Here a problem arises, if we want to determine whether two groups, $G$ and $\tilde G$, "have the same structure", since in general $\operatorname{Sym}(G)\cap\operatorname{Sym}(\tilde G)=\emptyset$, and then any attempt to "compare by overlapping" the structures $\theta_G$ and $\tilde\theta_\tilde G$ is doomed to fail. We can overcome this issue "by transporting" the structure of $G$ in $\operatorname{Sym}(\tilde G)$, and see whether we can made the "transported $\theta_G$" to overlap with $\tilde\theta_{\tilde G}$. If we succeed, then we can rightly say that $G$ and $\tilde G$ are isomorphic, since we have been able to bring the structure of one onto precisely that of the other. So, with reference to the following diagram:
$$
\newcommand{\ra}[1]{\kern-1.5ex\xrightarrow{\ \ #1\ \ }\phantom{}\kern-1.5ex}
\newcommand{\ras}[1]{\kern-1.5ex\xrightarrow{\ \ \smash{#1}\ \ }\phantom{}\kern-1.5ex}
\newcommand{\las}[1]{\kern-1.5ex\xleftarrow{\ \ \ \smash{#1}\ \ }\phantom{}\kern-1.5ex}
\newcommand{\da}[1]{\bigg\downarrow\raise.5ex\rlap{\scriptstyle#1}}
\begin{array}{c}
 &  & \\
G & \ras{\space\space\space f \space\space\space}   &   \tilde G \\
\da{\theta} &  &  \da{\tilde\theta}  \\
\operatorname{Sym}(G) & \ras{\varphi^{(f)}} & \operatorname{Sym}(\tilde G) \\
\end{array}
$$
we set forth this other:

Definition 2. Two groups, $G$ and $\tilde G$, are isomorphic if there is a bijection $f\colon G\to \tilde G$ such that the above diagram commutes, namely:
$$\tilde\theta=\varphi^{(f)}\theta f^{-1}\tag 1$$
where $\varphi^{(f)}\colon \operatorname{Sym}(G)\to \operatorname{Sym}(\tilde G)$ is the "structure transporting" bijection defined by $\sigma\mapsto f\sigma f^{-1}$.

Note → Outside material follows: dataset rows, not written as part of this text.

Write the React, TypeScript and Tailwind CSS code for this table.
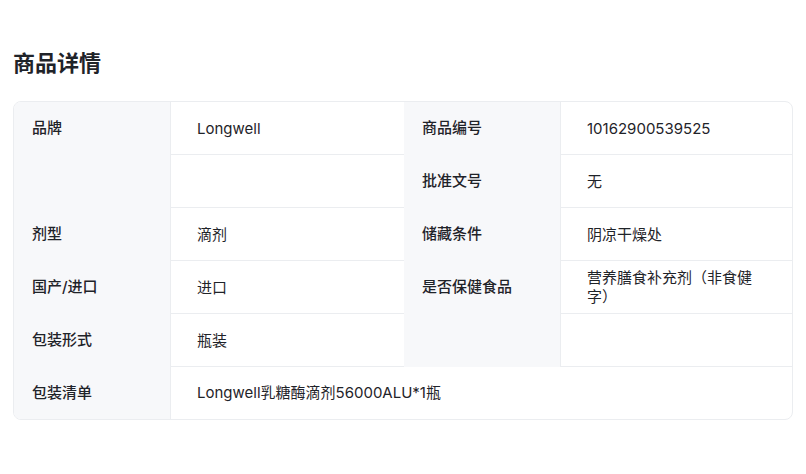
const rows: Array<[string, string, string, string]> = [
  ["品牌", "Longwell", "商品编号", "10162900539525"],
  ["", "", "批准文号", "无"],
  ["剂型", "滴剂", "储藏条件", "阴凉干燥处"],
  ["国产/进口", "进口", "是否保健食品", "营养膳食补充剂（非食健字）"],
  ["包装形式", "瓶装", "", ""],
];

function Label({ text }: { text: string }) {
  return (
    <div className="h-[53px] flex items-center pl-[18px] pr-3 bg-[#f7f8fa] border-r border-[#ebedf0] font-medium text-[#1f2329]">
      {text}
    </div>
  );
}

function Value({ text }: { text: string }) {
  return (
    <div className="h-[53px] flex items-center pl-[26px] pr-[27px] border-b border-[#ebedf0] text-[#1f2329] leading-[19px]">
      {text}
    </div>
  );
}

export default function App() {
  return (
    <div
      className="min-h-screen bg-white px-[13px] pt-12"
      style={{ fontFamily: 'Inter, "Noto Sans CJK SC", sans-serif' }}
    >
      <h1 className="text-[22px] leading-[30px] font-semibold text-[#1f2329] mb-[23px]">
        商品详情
      </h1>

      <div className="w-[780px] border border-[#ebedf0] rounded-lg overflow-hidden text-[15px]">
        <div className="grid grid-cols-[157px_233px_157px_1fr]">
          {rows.map(([l1, v1, l2, v2], i) => (
            <div key={i} className="contents">
              <Label text={l1} />
              <Value text={v1} />
              <Label text={l2} />
              <Value text={v2} />
            </div>
          ))}
          <div className="h-[52px] flex items-center pl-[18px] bg-[#f7f8fa] border-r border-[#ebedf0] font-medium text-[#1f2329]">
            包装清单
          </div>
          <div className="col-span-3 h-[52px] flex items-center pl-[26px] text-[#1f2329]">
            Longwell乳糖酶滴剂56000ALU*1瓶
          </div>
        </div>
      </div>
    </div>
  );
}
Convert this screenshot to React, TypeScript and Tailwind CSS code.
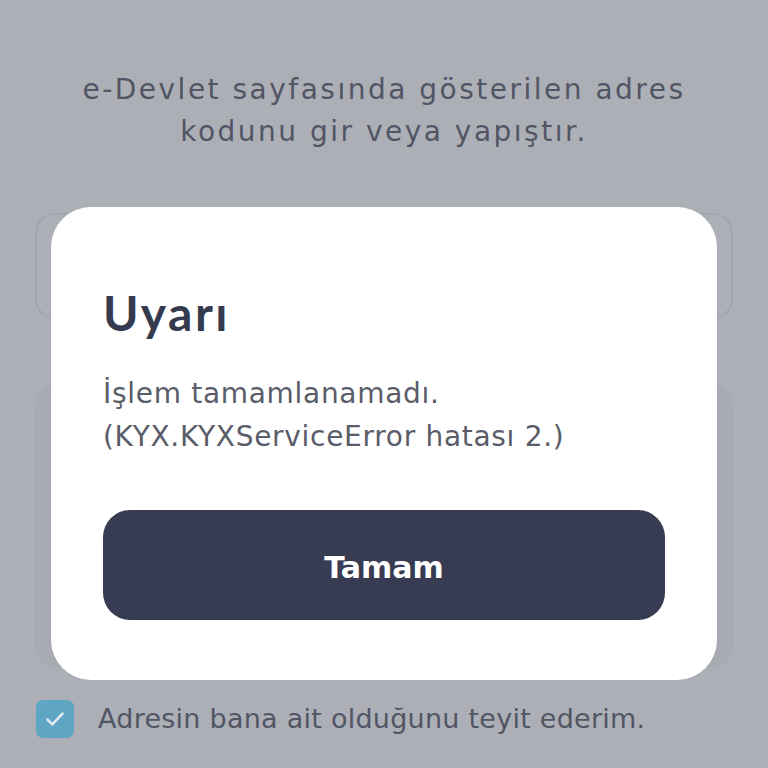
import React from "react";

export default function App() {
  return (
    <div
      className="relative w-[768px] h-[768px] overflow-hidden bg-[#adafb7]"
      style={{ fontFamily: "'DejaVu Sans', 'Noto Sans', sans-serif" }}
    >
      <div className="flex flex-col px-[35px] pt-[69px]">
        <p className="text-center text-[28px] leading-[42px] tracking-[2.5px] text-[#525564]">
          e-Devlet sayfasında gösterilen adres
          <br />
          kodunu gir veya yapıştır.
        </p>
        <div className="mt-[60px] h-[106px] rounded-[20px] border-2 border-[#a3a5ad]" />
        <div className="mt-[66px] h-[282px] rounded-[20px] bg-[#a8aab2]" />
        <div className="mt-[33px] flex items-center gap-[24px] pl-[1px]">
          <div className="flex h-[38px] w-[38px] items-center justify-center rounded-[7px] bg-[#5fa5c4]">
            <svg width="26" height="26" viewBox="0 0 24 24" fill="none">
              <path
                d="M5 12.5l4.5 4.5L19 7"
                stroke="#dfe9ee"
                strokeWidth="2.4"
                strokeLinecap="round"
                strokeLinejoin="round"
              />
            </svg>
          </div>
          <span className="text-[27px] leading-[38px] tracking-[0.25px] text-[#525564]">
            Adresin bana ait olduğunu teyit ederim.
          </span>
        </div>
      </div>

      <div className="absolute left-[51px] top-[207px] flex h-[473px] w-[666px] flex-col rounded-[40px] bg-white px-[52px] pt-[82px]">
        <h1
          className="text-[48px] font-bold leading-[48px] tracking-[2.5px] text-[#363a4f]"
          style={{ fontFamily: "Lato, sans-serif" }}
        >
          Uyarı
        </h1>
        <p className="mt-[35px] text-[28px] leading-[43px] tracking-[0.7px] text-[#5a5d68]">
          İşlem tamamlanamadı.
          <br />
          (KYX.KYXServiceError hatası 2.)
        </p>
        <button className="mt-auto mb-[60px] flex h-[110px] w-full items-center justify-center rounded-[27px] bg-[#383c52] pt-[4px] text-[30px] font-bold text-white">
          Tamam
        </button>
      </div>
    </div>
  );
}
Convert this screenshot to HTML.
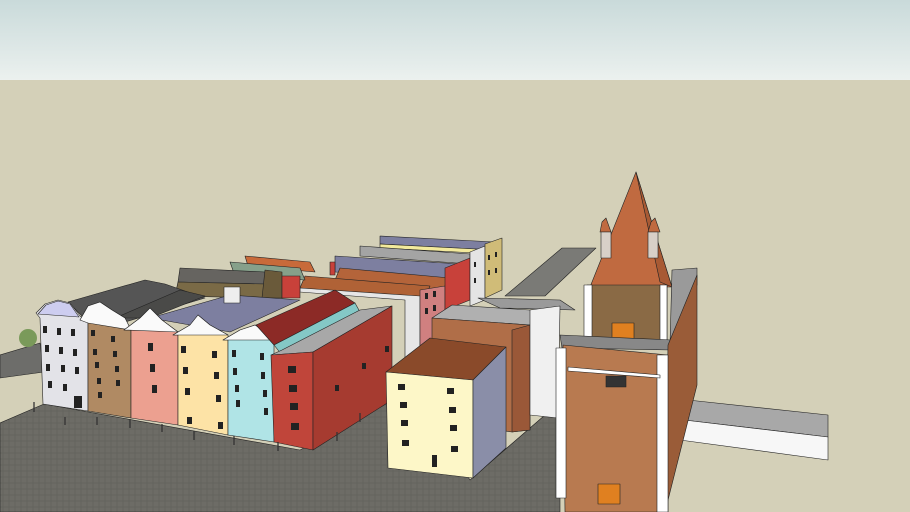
<!DOCTYPE html>
<html><head><meta charset="utf-8"><style>html,body{margin:0;padding:0;width:910px;height:512px;overflow:hidden}svg{display:block}</style></head>
<body>
<svg width="910" height="512" viewBox="0 0 910 512" xmlns="http://www.w3.org/2000/svg" stroke="#222" stroke-width="0.6" stroke-linejoin="round">
<defs>
<linearGradient id="sky" x1="0" y1="0" x2="0" y2="1"><stop offset="0" stop-color="#c9dada"/><stop offset="1" stop-color="#ecf1ef"/></linearGradient>
<pattern id="pav" width="6" height="6" patternUnits="userSpaceOnUse"><rect width="6" height="6" fill="#6d6c66" stroke="none"/><path d="M0 3h6M3 0v6" stroke="#62615b" stroke-width="0.7"/></pattern>
</defs>
<rect x="0" y="0" width="910" height="81" fill="url(#sky)" stroke="none"/>
<rect x="0" y="80" width="910" height="432" fill="#d4d0b8" stroke="none"/>
<polygon points="0,355 40,343 44,372 0,378" fill="#6d6d6a"/>
<polygon points="0,423 44,404 300,450 392,400 432,420 470,480 560,402 560,512 0,512" fill="url(#pav)"/>
<polygon points="505,296 562,248 596,248 545,296" fill="#7a7a76"/>
<polygon points="688,400 828,415 828,437 684,420" fill="#a8a8a8"/>
<polygon points="684,420 828,437 828,460 680,440" fill="#f7f7f7"/>
<polygon points="380,236 495,242 495,250 380,244" fill="#7d7fa0"/>
<polygon points="380,244 495,250 495,254 380,248" fill="#f3ea9c"/>
<polygon points="360,246 470,254 470,264 360,256" fill="#a4a4a4"/>
<polygon points="335,256 460,264 460,280 335,272" fill="#7d7fa0"/>
<polygon points="330,262 335,262 335,275 330,275" fill="#c8413a"/>
<polygon points="340,268 450,278 445,290 335,280" fill="#b4643a"/>
<polygon points="305,276 430,286 425,298 300,288" fill="#b06236"/>
<polygon points="300,288 420,296 420,360 405,365 405,300 300,292" fill="#e6e6e6"/>
<polygon points="420,290 445,286 445,350 420,360" fill="#d08080"/>
<polygon points="445,268 470,258 470,300 445,310" fill="#c8413a"/>
<polygon points="470,252 485,246 485,300 470,306" fill="#e4e4e4"/>
<polygon points="485,244 502,238 502,290 485,298" fill="#d0bc78"/>
<polygon points="245,256 310,262 315,272 248,266" fill="#c86a3a"/>
<polygon points="230,262 300,268 305,280 235,276" fill="#86a08a"/>
<polygon points="180,268 265,272 265,284 178,282" fill="#666460"/>
<polygon points="178,282 265,284 262,298 175,296" fill="#7a6a46"/>
<polygon points="265,270 282,272 282,298 262,298" fill="#6a5a3a"/>
<polygon points="282,276 300,276 300,298 282,298" fill="#c8413a"/>
<polygon points="68,302 145,280 165,284 205,298 125,322 88,322" fill="#555"/>
<polygon points="115,318 180,290 205,296 150,318" fill="#4a4a48"/>
<polygon points="150,318 230,295 300,300 230,332" fill="#7d7fa0"/>
<rect x="224" y="287" width="16" height="16" fill="#eee"/>
<polygon points="432,318 452,305 560,312 530,325" fill="#b0b0b0"/>
<polygon points="478,298 560,300 575,310 500,308" fill="#9a9a9a"/>
<polygon points="432,318 530,325 530,430 512,432 432,420" fill="#b06e48"/>
<polygon points="512,330 530,325 530,430 512,432" fill="#9a5838"/>
<polygon points="530,310 560,306 558,418 530,415" fill="#f0f0f0"/>
<polygon points="36,313 45,304 58,300 70,303 80,316 88,322 88,411 43,404 40,318" fill="#e3e3e8"/>
<polygon points="38,314 46,305 58,301 70,304 79,317" fill="#cdcdf0"/>
<polygon points="80,320 88,306 100,302 112,310 125,318 131,330 131,418 88,411 88,322" fill="#b08a63"/>
<polygon points="80,320 88,306 100,302 112,310 125,318 131,330 88,323" fill="#fafafa"/>
<polygon points="124,330 140,318 150,308 162,320 178,332 178,425 131,418 131,330" fill="#eca090"/>
<polygon points="124,330 140,318 150,308 162,320 178,332" fill="#fafafa"/>
<polygon points="173,335 190,325 198,315 210,325 228,335 228,435 178,425 178,335" fill="#fde3a6"/>
<polygon points="173,335 190,325 198,315 210,325 228,335" fill="#fafafa"/>
<polygon points="223,340 240,330 255,325 270,335 274,340 274,442 228,435 228,340" fill="#b0e4e6"/>
<polygon points="223,340 240,330 255,325 270,335 274,340" fill="#fafafa"/>
<polygon points="256,325 335,290 355,303 274,345" fill="#8c2a26"/>
<polygon points="274,345 355,303 360,312 282,355" fill="#84c8c6"/>
<polygon points="271,355 282,350 360,310 392,306 313,352" fill="#a8a8a8"/>
<polygon points="271,355 313,352 313,450 274,442" fill="#c0453a"/>
<polygon points="313,352 392,306 392,400 313,450" fill="#a63b30"/>
<polygon points="386,372 430,338 506,347 473,380" fill="#8a4a2a"/>
<polygon points="386,372 473,380 473,478 388,468" fill="#fdf7c8"/>
<polygon points="473,380 506,347 506,448 473,478" fill="#8a8ea8"/>
<polygon points="636,172 590,287 672,287" fill="#c06a40"/>
<polygon points="636,172 672,287 660,282" fill="#a85a34"/>
<polygon points="602,222 606,218 611,232 600,232" fill="#c06a40"/>
<rect x="601" y="232" width="10" height="26" fill="#d8d0c8"/>
<polygon points="651,222 655,218 660,232 648,232" fill="#c06a40"/>
<rect x="648" y="232" width="10" height="26" fill="#d8d0c8"/>
<rect x="587" y="285" width="80" height="60" fill="#8a6a45"/>
<rect x="584" y="285" width="8" height="55" fill="#fff"/>
<rect x="660" y="285" width="7" height="55" fill="#fff"/>
<rect x="612" y="323" width="22" height="18" fill="#e08020"/>
<polygon points="672,270 697,268 697,285 670,345" fill="#9a9a9a"/>
<polygon points="560,335 672,340 672,350 562,348" fill="#888"/>
<polygon points="563,345 668,355 668,512 565,512" fill="#b87a50"/>
<polygon points="668,345 697,275 697,385 665,512" fill="#9a5c38"/>
<rect x="556" y="348" width="10" height="150" fill="#fff"/>
<rect x="657" y="355" width="11" height="157" fill="#fff"/>
<polygon points="568,367 660,375 660,378 568,371" fill="#fff"/>
<rect x="606" y="376" width="20" height="11" fill="#333"/>
<rect x="598" y="484" width="22" height="20" fill="#e08020"/>
<g fill="#222" stroke="none">
<rect x="43" y="326" width="4" height="7"/><rect x="57" y="328" width="4" height="7"/><rect x="71" y="329" width="4" height="7"/>
<rect x="45" y="345" width="4" height="7"/><rect x="59" y="347" width="4" height="7"/><rect x="73" y="349" width="4" height="7"/>
<rect x="46" y="364" width="4" height="7"/><rect x="61" y="365" width="4" height="7"/><rect x="75" y="367" width="4" height="7"/>
<rect x="48" y="381" width="4" height="7"/><rect x="63" y="384" width="4" height="7"/><rect x="74" y="396" width="8" height="12"/>
<rect x="91" y="330" width="4" height="6"/><rect x="111" y="336" width="4" height="6"/><rect x="93" y="349" width="4" height="6"/><rect x="113" y="351" width="4" height="6"/>
<rect x="95" y="362" width="4" height="6"/><rect x="115" y="366" width="4" height="6"/><rect x="97" y="378" width="4" height="6"/><rect x="116" y="380" width="4" height="6"/><rect x="98" y="392" width="4" height="6"/>
<rect x="148" y="343" width="5" height="8"/><rect x="150" y="364" width="5" height="8"/><rect x="152" y="385" width="5" height="8"/>
<rect x="181" y="346" width="5" height="7"/><rect x="212" y="351" width="5" height="7"/><rect x="183" y="367" width="5" height="7"/><rect x="214" y="372" width="5" height="7"/>
<rect x="185" y="388" width="5" height="7"/><rect x="216" y="395" width="5" height="7"/><rect x="187" y="417" width="5" height="7"/><rect x="218" y="422" width="5" height="7"/>
<rect x="232" y="350" width="4" height="7"/><rect x="260" y="353" width="4" height="7"/><rect x="233" y="368" width="4" height="7"/><rect x="261" y="372" width="4" height="7"/>
<rect x="235" y="385" width="4" height="7"/><rect x="263" y="390" width="4" height="7"/><rect x="236" y="400" width="4" height="7"/><rect x="264" y="408" width="4" height="7"/>
<rect x="288" y="366" width="8" height="7"/><rect x="289" y="385" width="8" height="7"/><rect x="290" y="403" width="8" height="7"/><rect x="291" y="423" width="8" height="7"/>
<rect x="335" y="385" width="4" height="6"/><rect x="362" y="363" width="4" height="6"/><rect x="385" y="346" width="4" height="6"/>
<rect x="398" y="384" width="7" height="6"/><rect x="447" y="388" width="7" height="6"/><rect x="400" y="402" width="7" height="6"/><rect x="449" y="407" width="7" height="6"/>
<rect x="401" y="420" width="7" height="6"/><rect x="450" y="425" width="7" height="6"/><rect x="402" y="440" width="7" height="6"/><rect x="451" y="446" width="7" height="6"/>
<rect x="432" y="455" width="5" height="12"/>
<rect x="425" y="293" width="3" height="6"/><rect x="433" y="291" width="3" height="6"/><rect x="425" y="308" width="3" height="6"/><rect x="433" y="305" width="3" height="6"/>
<rect x="488" y="255" width="2" height="5"/><rect x="495" y="252" width="2" height="5"/><rect x="488" y="270" width="2" height="5"/><rect x="495" y="268" width="2" height="5"/>
<rect x="474" y="262" width="2" height="5"/><rect x="474" y="278" width="2" height="5"/>
</g>
<circle cx="28" cy="338" r="9" fill="#7a9a5a" stroke="none"/>
<g stroke="#333" stroke-width="1.3">
<line x1="34" y1="402" x2="34" y2="412"/><line x1="65" y1="417" x2="65" y2="425"/><line x1="97" y1="417" x2="97" y2="425"/>
<line x1="130" y1="419" x2="130" y2="428"/><line x1="162" y1="424" x2="162" y2="432"/><line x1="194" y1="431" x2="194" y2="440"/>
<line x1="234" y1="436" x2="234" y2="445"/><line x1="278" y1="442" x2="278" y2="451"/><line x1="337" y1="432" x2="337" y2="441"/><line x1="360" y1="413" x2="360" y2="422"/>
</g>
</svg>
</body></html>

Now, as a caracterization of such an "enabling" bijection $f$, the following holds:

Claim. Two groups $G$ and $\tilde G$ are isomorphic (as per Definition 2) if and only if there is a bijection $\psi\colon \tilde G \to G$ such that:
$$\psi(\tilde a\tilde g)=\psi(\tilde a)\psi(\tilde g), \space\space\forall \tilde a,\tilde g\in \tilde G \tag 2$$

Proof.
\begin{alignat}{1}
&\tilde\theta=\varphi^{(f)}\theta f^{-1} &\iff \\
&\tilde\theta_\tilde a(\tilde g)=(\varphi^{(f)}\theta f^{-1})(\tilde a)(\tilde g), \space\space\forall \tilde a,\tilde g\in \tilde G &\iff \\
&\tilde a\tilde g=(\varphi^{(f)}\theta f^{-1})(\tilde a)(\tilde g), \space\space\forall \tilde a,\tilde g\in \tilde G &\iff \\
&\tilde a\tilde g=(\varphi^{(f)}(\theta_{f^{-1}(\tilde a)}))(\tilde g), \space\space\forall \tilde a,\tilde g\in \tilde G &\iff \\
&\tilde a\tilde g=(f\theta_{f^{-1}(\tilde a)}f^{-1})(\tilde g), \space\space\forall \tilde a,\tilde g\in \tilde G &\iff \\
&\tilde a\tilde g=f(\theta_{f^{-1}(\tilde a)}(f^{-1}(\tilde g)), \space\space\forall \tilde a,\tilde g\in \tilde G &\iff \\
&\tilde a\tilde g=f(f^{-1}(\tilde a)f^{-1}(\tilde g)), \space\space\forall \tilde a,\tilde g\in \tilde G &\iff \\
&f^{-1}(\tilde a\tilde g)=f^{-1}(\tilde a)f^{-1}(\tilde g), \space\space\forall \tilde a,\tilde g\in \tilde G\\
\tag 3
\end{alignat}
So, $(1)\Rightarrow (2)$, by setting $\psi:=f^{-1}$, and $(2)\Rightarrow (1)$, by setting $f:=\psi^{-1}$. $\space\space\Box$
Therefore, a bijection between two groups with the property $(2)$ is rightly called isomorphism.